Leslie: To move from policy rhetoric to concrete action beyond pilot areas, we need to be able to assess when and how ecosystem-based approaches substantially improve ecosystem condition and human well-being, compared to alternative management frameworks. That is the question we are addressing with these case studies.
Yaffee: We hope that these cases provide a benchmark for the current state of marine EBM from which we can continue to assess progress and capture additional lessons. The goal of marine EBM – healthy oceans supporting healthy communities – will only be achieved through experimentation and adaptation.
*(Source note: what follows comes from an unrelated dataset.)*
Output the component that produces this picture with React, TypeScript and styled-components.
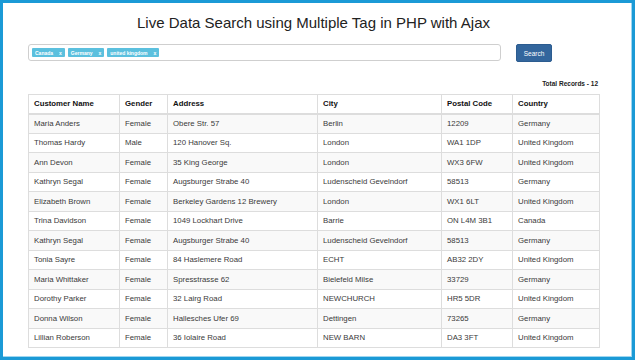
import React from "react";
import styled, { createGlobalStyle } from "styled-components";

const GlobalStyle = createGlobalStyle`
  html, body { margin: 0; padding: 0; background: #ffffff; }
  body { font-family: "Liberation Sans", Arial, sans-serif; color: #333; }
`;

const Frame = styled.div`
  box-sizing: border-box;
  width: 635px;
  height: 360px;
  border-style: solid;
  border-color: #1b9ad6;
  border-width: 3px 3px 3px 3px;
  box-shadow: inset -1px -1px 0 #9fd6f0;
  overflow: hidden;
  background: #fff;
`;

const Container = styled.div`
  width: 571px;
  margin-left: 25px;
  display: flex;
  flex-direction: column;
`;

const Title = styled.h3`
  margin: 10px 0 0 0;
  height: 20px;
  line-height: 20px;
  text-align: center;
  font-weight: normal;
  font-size: 15px;
  color: #222;
`;

const SearchRow = styled.div`
  display: flex;
  align-items: flex-start;
  margin-top: 11px;
  gap: 15px;
`;

const TagBox = styled.div`
  box-sizing: border-box;
  width: 473px;
  height: 17px;
  border: 1px solid #cfcfcf;
  border-radius: 3px;
  display: flex;
  align-items: center;
  gap: 3px;
  padding: 0 3px;
`;

const Tag = styled.span`
  display: inline-flex;
  align-items: center;
  height: 9px;
  padding: 0 3px;
  background: #5bc0de;
  color: #fff;
  font-size: 5px;
  font-weight: bold;
  border-radius: 1px;
  gap: 6px;
`;

const Button = styled.button`
  box-sizing: border-box;
  width: 36px;
  height: 18px;
  padding: 0;
  border: 1px solid #2c5c90;
  border-radius: 2px;
  background: #33669d;
  color: #fff;
  font-family: "Liberation Sans", Arial, sans-serif;
  font-size: 6.5px;
`;

const Total = styled.div`
  margin-top: 17px;
  text-align: right;
  padding-right: 1px;
  font-size: 6.5px;
  font-weight: bold;
  color: #222;
  height: 9px;
  line-height: 9px;
`;

const Table = styled.table`
  margin-top: 6px;
  width: 571px;
  border-collapse: collapse;
  table-layout: fixed;
  font-size: 7.8px;
`;

const Th = styled.th<{ $w: number }>`
  width: ${(p) => p.$w}px;
  height: 19px;
  box-sizing: border-box;
  border: 1px solid #dddddd;
  border-bottom-width: 2px;
  padding: 0 5px;
  text-align: left;
  font-weight: bold;
  color: #111;
`;

const Tr = styled.tr<{ $striped: boolean }>`
  background: ${(p) => (p.$striped ? "#f9f9f9" : "#ffffff")};
`;

const Td = styled.td`
  height: 19.5px;
  box-sizing: border-box;
  border: 1px solid #dddddd;
  padding: 0 5px;
  color: #3a3a3a;
  white-space: nowrap;
`;

const columns: [string, number][] = [
  ["Customer Name", 91],
  ["Gender", 48],
  ["Address", 150],
  ["City", 124],
  ["Postal Code", 71],
  ["Country", 87],
];

const rows: string[][] = [
  ["Maria Anders", "Female", "Obere Str. 57", "Berlin", "12209", "Germany"],
  ["Thomas Hardy", "Male", "120 Hanover Sq.", "London", "WA1 1DP", "United Kingdom"],
  ["Ann Devon", "Female", "35 King George", "London", "WX3 6FW", "United Kingdom"],
  ["Kathryn Segal", "Female", "Augsburger Strabe 40", "Ludenscheid Gevelndorf", "58513", "Germany"],
  ["Elizabeth Brown", "Female", "Berkeley Gardens 12 Brewery", "London", "WX1 6LT", "United Kingdom"],
  ["Trina Davidson", "Female", "1049 Lockhart Drive", "Barrie", "ON L4M 3B1", "Canada"],
  ["Kathryn Segal", "Female", "Augsburger Strabe 40", "Ludenscheid Gevelndorf", "58513", "Germany"],
  ["Tonia Sayre", "Female", "84 Haslemere Road", "ECHT", "AB32 2DY", "United Kingdom"],
  ["Maria Whittaker", "Female", "Spresstrasse 62", "Bielefeld Milse", "33729", "Germany"],
  ["Dorothy Parker", "Female", "32 Lairg Road", "NEWCHURCH", "HR5 5DR", "United Kingdom"],
  ["Donna Wilson", "Female", "Hallesches Ufer 69", "Dettingen", "73265", "Germany"],
  ["Lillian Roberson", "Female", "36 Iolaire Road", "NEW BARN", "DA3 3FT", "United Kingdom"],
];

const tags = ["Canada", "Germany", "united kingdom"];

export default function App() {
  return (
    <>
      <GlobalStyle />
      <Frame>
        <Container>
          <Title>Live Data Search using Multiple Tag in PHP with Ajax</Title>
          <SearchRow>
            <TagBox>
              {tags.map((t) => (
                <Tag key={t}>
                  {t}
                  <span>x</span>
                </Tag>
              ))}
            </TagBox>
            <Button>Search</Button>
          </SearchRow>
          <Total>Total Records - 12</Total>
          <Table>
            <thead>
              <tr>
                {columns.map(([c, w]) => (
                  <Th key={c} $w={w}>
                    {c}
                  </Th>
                ))}
              </tr>
            </thead>
            <tbody>
              {rows.map((r, i) => (
                <Tr key={i} $striped={i % 2 === 0}>
                  {r.map((c, j) => (
                    <Td key={j}>{c}</Td>
                  ))}
                </Tr>
              ))}
            </tbody>
          </Table>
        </Container>
      </Frame>
    </>
  );
}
Learning from real-world experience is essential to that process.
For more information:
Steven Yaffee, University of Michigan, Ann Arbor, Michigan, US. Email: email@example.com
Julia Wondolleck, University of Michigan, Ann Arbor, Michigan, US. Email: firstname.lastname@example.org
Heather Leslie, Brown University, Providence, Rhode Island, US. Email: email@example.com
BOX: Five principles of ecosystem-based management
The Marine Ecosystem-Based Management in Practice project identifies five principles, or elements, of EBM:
Scale: Marine EBM seeks to use ecologically relevant boundaries rather than political or administrative boundaries, and often involves management at larger geographic scales or longer time frames.
Complexity: Marine EBM views marine resources as elements of complex systems, and seeks to employ strategies that acknowledge and use complexity in management.
Balance: Marine EBM seeks to balance and integrate the needs of multiple human user groups while maintaining the health of the underlying system that supports those needs.
Collaboration: Since managing across boundaries involves the interests of more people, and managing complexity involves more areas of knowledge, marine EBM is usually collaborative and involves a diverse set of organizations and individuals in thinking about and making decisions.
Adaptive management: Given the existence of uncertainty in what we know and the inevitability of change in the future, marine EBM seeks to be adaptive through monitoring and evaluation tied to changes in future management directions.